▶ **Challenge**
Would you transcribe the listing that follows, character for character, and omit its images?

======

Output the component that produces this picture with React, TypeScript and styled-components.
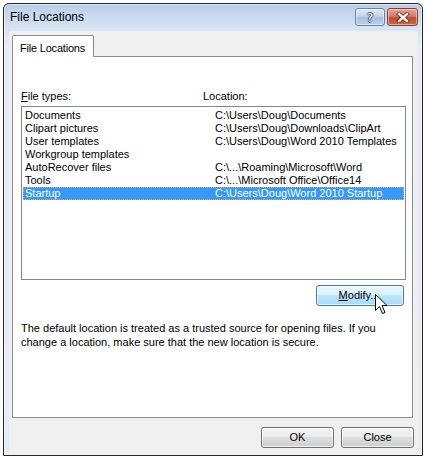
import React from 'react';
import styled, { createGlobalStyle } from 'styled-components';

const uiFont = `"Liberation Sans", Arial, sans-serif`;

const GlobalStyle = createGlobalStyle`
  html, body {
    margin: 0;
    padding: 0;
    background: #ffffff;
  }
  body {
    width: 426px;
    height: 462px;
    overflow: hidden;
    font-family: ${uiFont};
  }
`;

const Desk = styled.div`
  width: 426px;
  height: 462px;
  box-sizing: border-box;
  padding: 3px 0 0 3px;
  background: #ffffff;
`;

const Window = styled.div`
  width: 420px;
  height: 453px;
  box-sizing: border-box;
  display: flex;
  flex-direction: column;
  padding: 0 4px 1px 5px;
  border: 1px solid #262626;
  border-radius: 6px 6px 0 0;
  background: linear-gradient(#b7cee9 0px, #c8daef 12px, #d8e5f3 26px, #e2ebf6 40px, #e4edf7 100%);
  box-shadow: inset 0 0 0 1px rgba(255, 255, 255, 0.55);
`;

const TitleBar = styled.div`
  height: 27px;
  flex: none;
  display: flex;
  align-items: flex-start;
  padding-left: 1px;
`;

const Title = styled.span`
  flex: 1;
  margin-top: 6px;
  font-size: 12px;
  line-height: 15px;
  color: #000;
`;

const Caption = styled.div`
  display: flex;
  gap: 2px;
  margin-top: 4px;
`;

const CaptionButton = styled.div<{ $danger?: boolean }>`
  width: ${(p) => (p.$danger ? 31 : 30)}px;
  height: 18px;
  box-sizing: border-box;
  display: flex;
  align-items: center;
  justify-content: center;
  border: 1px solid ${(p) => (p.$danger ? '#8e3b2c' : '#6d84a3')};
  border-radius: 3px;
  background: ${(p) =>
    p.$danger
      ? 'linear-gradient(#e8a493 0%, #d67b66 45%, #c24a33 55%, #cf6a4d 100%)'
      : 'linear-gradient(#dfe9f5 0%, #c4d5ea 45%, #a9bfdc 55%, #bcd0e8 100%)'};
  box-shadow: inset 0 0 0 1px rgba(255, 255, 255, 0.45);
`;

const HelpGlyph = styled.span`
  font-family: "DejaVu Sans", sans-serif;
  font-size: 13px;
  line-height: 13px;
  color: #ffffff;
  text-shadow: 1px 0 0 #4d5f78, -1px 0 0 #4d5f78, 0 1px 0 #4d5f78, 0 -1px 0 #4d5f78;
`;

const Client = styled.div`
  flex: 1;
  display: flex;
  flex-direction: column;
  padding: 4px 4px 0 3px;
  background: #f0f0f0;
  font-size: 11px;
  color: #000;
`;

const TabStrip = styled.div`
  display: flex;
`;

const Tab = styled.div`
  position: relative;
  z-index: 1;
  height: 22px;
  margin-bottom: -1px;
  box-sizing: border-box;
  padding: 6px 8px 0 7px;
  border: 1px solid #898c95;
  border-bottom: none;
  border-radius: 2px 2px 0 0;
  background: #ffffff;
  line-height: 13px;
  letter-spacing: -0.2px;
`;

const Panel = styled.div`
  width: 401px;
  height: 362px;
  box-sizing: border-box;
  padding: 33px 6px 0 8px;
  border: 1px solid #898c95;
  background: #ffffff;
  display: flex;
  flex-direction: column;
`;

const ColumnHeads = styled.div`
  display: grid;
  grid-template-columns: 182px 1fr;
  line-height: 13px;
`;

const ListBox = styled.div`
  height: 174px;
  margin-top: 3px;
  box-sizing: border-box;
  padding: 2px 1px;
  border: 1px solid #828790;
  background: #ffffff;
`;

const Row = styled.div<{ $selected?: boolean }>`
  display: grid;
  grid-template-columns: 190px 1fr;
  height: 13px;
  line-height: 13px;
  padding-left: 2px;
  white-space: nowrap;
  color: ${(p) => (p.$selected ? '#ffffff' : '#000000')};
  background: ${(p) => (p.$selected ? '#3399ff' : 'transparent')};
  outline: ${(p) => (p.$selected ? '1px dotted #f4a53c' : 'none')};
  outline-offset: -1px;
`;

const ActionRow = styled.div`
  display: flex;
  justify-content: flex-end;
  margin-top: 5px;
  padding-right: 2px;
`;

const PushButton = styled.div<{ $hot?: boolean; $width: number }>`
  position: relative;
  width: ${(p) => p.$width}px;
  height: 21px;
  box-sizing: border-box;
  display: flex;
  align-items: center;
  justify-content: center;
  border: 1px solid ${(p) => (p.$hot ? '#3c7fb1' : '#707070')};
  border-radius: 3px;
  background: ${(p) =>
    p.$hot
      ? 'linear-gradient(#eaf6fd 0%, #d9f0fc 50%, #bee6fd 50%, #a7d9f5 100%)'
      : 'linear-gradient(#f2f2f2 0%, #ebebeb 50%, #dddddd 50%, #cfcfcf 100%)'};
  box-shadow: inset 0 0 0 1px rgba(255, 255, 255, 0.7);
  font-size: 11px;
  line-height: 13px;
`;

const ButtonLabel = styled.span`
  margin-right: 2px;
`;

const Cursor = styled.svg`
  position: absolute;
  left: 58px;
  top: 8px;
  width: 13px;
  height: 21px;
  overflow: visible;
`;

const Note = styled.p`
  margin: 15px 0 0 0;
  line-height: 14px;
`;

const Footer = styled.div`
  display: flex;
  justify-content: flex-end;
  gap: 7px;
  margin-top: 9px;
`;

const fileTypes: [string, string][] = [
  ['Documents', 'C:\\Users\\Doug\\Documents'],
  ['Clipart pictures', 'C:\\Users\\Doug\\Downloads\\ClipArt'],
  ['User templates', 'C:\\Users\\Doug\\Word 2010 Templates'],
  ['Workgroup templates', ''],
  ['AutoRecover files', 'C:\\...\\Roaming\\Microsoft\\Word'],
  ['Tools', 'C:\\...\\Microsoft Office\\Office14'],
  ['Startup', 'C:\\Users\\Doug\\Word 2010 Startup'],
];

export default function App() {
  return (
    <Desk>
      <GlobalStyle />
      <Window>
        <TitleBar>
          <Title>File Locations</Title>
          <Caption>
            <CaptionButton>
              <HelpGlyph>?</HelpGlyph>
            </CaptionButton>
            <CaptionButton $danger>
              <svg width="14" height="11" viewBox="0 0 14 11">
                <path d="M3 2 L11 9 M11 2 L3 9" stroke="#6b2418" strokeWidth="4" strokeLinecap="square" />
                <path d="M3 2 L11 9 M11 2 L3 9" stroke="#ffffff" strokeWidth="2.4" strokeLinecap="square" />
              </svg>
            </CaptionButton>
          </Caption>
        </TitleBar>

        <Client>
          <TabStrip>
            <Tab>File Locations</Tab>
          </TabStrip>
          <Panel>
            <ColumnHeads>
              <span>
                <u>F</u>ile types:
              </span>
              <span>Location:</span>
            </ColumnHeads>
            <ListBox>
              {fileTypes.map(([name, path]) => (
                <Row key={name} $selected={name === 'Startup'}>
                  <span>{name}</span>
                  <span>{path}</span>
                </Row>
              ))}
            </ListBox>
            <ActionRow>
              <PushButton $hot $width={88}>
                <ButtonLabel>
                  <u>M</u>odify...
                </ButtonLabel>
                <Cursor viewBox="0 0 13 21">
                  <path
                    d="M0.5 0.5 L0.5 16.5 L4.5 12.5 L7.5 19.5 L10 18.5 L7 11.5 L12 11.5 Z"
                    fill="#ffffff"
                    stroke="#000000"
                    strokeWidth="1"
                    strokeLinejoin="miter"
                  />
                </Cursor>
              </PushButton>
            </ActionRow>
            <Note>
              The default location is treated as a trusted source for opening files. If you
              <br />
              change a location, make sure that the new location is secure.
            </Note>
          </Panel>
          <Footer>
            <PushButton $width={73}>OK</PushButton>
            <PushButton $width={73}>Close</PushButton>
          </Footer>
        </Client>
      </Window>
    </Desk>
  );
}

======

▶ **Exercise response**
Output the component that produces this picture with React, TypeScript and styled-components.
import React from 'react';
import styled, { createGlobalStyle } from 'styled-components';

const uiFont = `"Liberation Sans", Arial, sans-serif`;

const GlobalStyle = createGlobalStyle`
  html, body {
    margin: 0;
    padding: 0;
    background: #ffffff;
  }
  body {
    width: 426px;
    height: 462px;
    overflow: hidden;
    font-family: ${uiFont};
  }
`;

const Desk = styled.div`
  width: 426px;
  height: 462px;
  box-sizing: border-box;
  padding: 3px 0 0 3px;
  background: #ffffff;
`;

const Window = styled.div`
  width: 420px;
  height: 453px;
  box-sizing: border-box;
  display: flex;
  flex-direction: column;
  padding: 0 4px 1px 5px;
  border: 1px solid #262626;
  border-radius: 6px 6px 0 0;
  background: linear-gradient(#b7cee9 0px, #c8daef 12px, #d8e5f3 26px, #e2ebf6 40px, #e4edf7 100%);
  box-shadow: inset 0 0 0 1px rgba(255, 255, 255, 0.55);
`;

const TitleBar = styled.div`
  height: 27px;
  flex: none;
  display: flex;
  align-items: flex-start;
  padding-left: 1px;
`;

const Title = styled.span`
  flex: 1;
  margin-top: 6px;
  font-size: 12px;
  line-height: 15px;
  color: #000;
`;

const Caption = styled.div`
  display: flex;
  gap: 2px;
  margin-top: 4px;
`;

const CaptionButton = styled.div<{ $danger?: boolean }>`
  width: ${(p) => (p.$danger ? 31 : 30)}px;
  height: 18px;
  box-sizing: border-box;
  display: flex;
  align-items: center;
  justify-content: center;
  border: 1px solid ${(p) => (p.$danger ? '#8e3b2c' : '#6d84a3')};
  border-radius: 3px;
  background: ${(p) =>
    p.$danger
      ? 'linear-gradient(#e8a493 0%, #d67b66 45%, #c24a33 55%, #cf6a4d 100%)'
      : 'linear-gradient(#dfe9f5 0%, #c4d5ea 45%, #a9bfdc 55%, #bcd0e8 100%)'};
  box-shadow: inset 0 0 0 1px rgba(255, 255, 255, 0.45);
`;

const HelpGlyph = styled.span`
  font-family: "DejaVu Sans", sans-serif;
  font-size: 13px;
  line-height: 13px;
  color: #ffffff;
  text-shadow: 1px 0 0 #4d5f78, -1px 0 0 #4d5f78, 0 1px 0 #4d5f78, 0 -1px 0 #4d5f78;
`;

const Client = styled.div`
  flex: 1;
  display: flex;
  flex-direction: column;
  padding: 4px 4px 0 3px;
  background: #f0f0f0;
  font-size: 11px;
  color: #000;
`;

const TabStrip = styled.div`
  display: flex;
`;

const Tab = styled.div`
  position: relative;
  z-index: 1;
  height: 22px;
  margin-bottom: -1px;
  box-sizing: border-box;
  padding: 6px 8px 0 7px;
  border: 1px solid #898c95;
  border-bottom: none;
  border-radius: 2px 2px 0 0;
  background: #ffffff;
  line-height: 13px;
  letter-spacing: -0.2px;
`;

const Panel = styled.div`
  width: 401px;
  height: 362px;
  box-sizing: border-box;
  padding: 33px 6px 0 8px;
  border: 1px solid #898c95;
  background: #ffffff;
  display: flex;
  flex-direction: column;
`;

const ColumnHeads = styled.div`
  display: grid;
  grid-template-columns: 182px 1fr;
  line-height: 13px;
`;

const ListBox = styled.div`
  height: 174px;
  margin-top: 3px;
  box-sizing: border-box;
  padding: 2px 1px;
  border: 1px solid #828790;
  background: #ffffff;
`;

const Row = styled.div<{ $selected?: boolean }>`
  display: grid;
  grid-template-columns: 190px 1fr;
  height: 13px;
  line-height: 13px;
  padding-left: 2px;
  white-space: nowrap;
  color: ${(p) => (p.$selected ? '#ffffff' : '#000000')};
  background: ${(p) => (p.$selected ? '#3399ff' : 'transparent')};
  outline: ${(p) => (p.$selected ? '1px dotted #f4a53c' : 'none')};
  outline-offset: -1px;
`;

const ActionRow = styled.div`
  display: flex;
  justify-content: flex-end;
  margin-top: 5px;
  padding-right: 2px;
`;

const PushButton = styled.div<{ $hot?: boolean; $width: number }>`
  position: relative;
  width: ${(p) => p.$width}px;
  height: 21px;
  box-sizing: border-box;
  display: flex;
  align-items: center;
  justify-content: center;
  border: 1px solid ${(p) => (p.$hot ? '#3c7fb1' : '#707070')};
  border-radius: 3px;
  background: ${(p) =>
    p.$hot
      ? 'linear-gradient(#eaf6fd 0%, #d9f0fc 50%, #bee6fd 50%, #a7d9f5 100%)'
      : 'linear-gradient(#f2f2f2 0%, #ebebeb 50%, #dddddd 50%, #cfcfcf 100%)'};
  box-shadow: inset 0 0 0 1px rgba(255, 255, 255, 0.7);
  font-size: 11px;
  line-height: 13px;
`;

const ButtonLabel = styled.span`
  margin-right: 2px;
`;

const Cursor = styled.svg`
  position: absolute;
  left: 58px;
  top: 8px;
  width: 13px;
  height: 21px;
  overflow: visible;
`;

const Note = styled.p`
  margin: 15px 0 0 0;
  line-height: 14px;
`;

const Footer = styled.div`
  display: flex;
  justify-content: flex-end;
  gap: 7px;
  margin-top: 9px;
`;

const fileTypes: [string, string][] = [
  ['Documents', 'C:\\Users\\Doug\\Documents'],
  ['Clipart pictures', 'C:\\Users\\Doug\\Downloads\\ClipArt'],
  ['User templates', 'C:\\Users\\Doug\\Word 2010 Templates'],
  ['Workgroup templates', ''],
  ['AutoRecover files', 'C:\\...\\Roaming\\Microsoft\\Word'],
  ['Tools', 'C:\\...\\Microsoft Office\\Office14'],
  ['Startup', 'C:\\Users\\Doug\\Word 2010 Startup'],
];

export default function App() {
  return (
    <Desk>
      <GlobalStyle />
      <Window>
        <TitleBar>
          <Title>File Locations</Title>
          <Caption>
            <CaptionButton>
              <HelpGlyph>?</HelpGlyph>
            </CaptionButton>
            <CaptionButton $danger>
              <svg width="14" height="11" viewBox="0 0 14 11">
                <path d="M3 2 L11 9 M11 2 L3 9" stroke="#6b2418" strokeWidth="4" strokeLinecap="square" />
                <path d="M3 2 L11 9 M11 2 L3 9" stroke="#ffffff" strokeWidth="2.4" strokeLinecap="square" />
              </svg>
            </CaptionButton>
          </Caption>
        </TitleBar>

        <Client>
          <TabStrip>
            <Tab>File Locations</Tab>
          </TabStrip>
          <Panel>
            <ColumnHeads>
              <span>
                <u>F</u>ile types:
              </span>
              <span>Location:</span>
            </ColumnHeads>
            <ListBox>
              {fileTypes.map(([name, path]) => (
                <Row key={name} $selected={name === 'Startup'}>
                  <span>{name}</span>
                  <span>{path}</span>
                </Row>
              ))}
            </ListBox>
            <ActionRow>
              <PushButton $hot $width={88}>
                <ButtonLabel>
                  <u>M</u>odify...
                </ButtonLabel>
                <Cursor viewBox="0 0 13 21">
                  <path
                    d="M0.5 0.5 L0.5 16.5 L4.5 12.5 L7.5 19.5 L10 18.5 L7 11.5 L12 11.5 Z"
                    fill="#ffffff"
                    stroke="#000000"
                    strokeWidth="1"
                    strokeLinejoin="miter"
                  />
                </Cursor>
              </PushButton>
            </ActionRow>
            <Note>
              The default location is treated as a trusted source for opening files. If you
              <br />
              change a location, make sure that the new location is secure.
            </Note>
          </Panel>
          <Footer>
            <PushButton $width={73}>OK</PushButton>
            <PushButton $width={73}>Close</PushButton>
          </Footer>
        </Client>
      </Window>
    </Desk>
  );
}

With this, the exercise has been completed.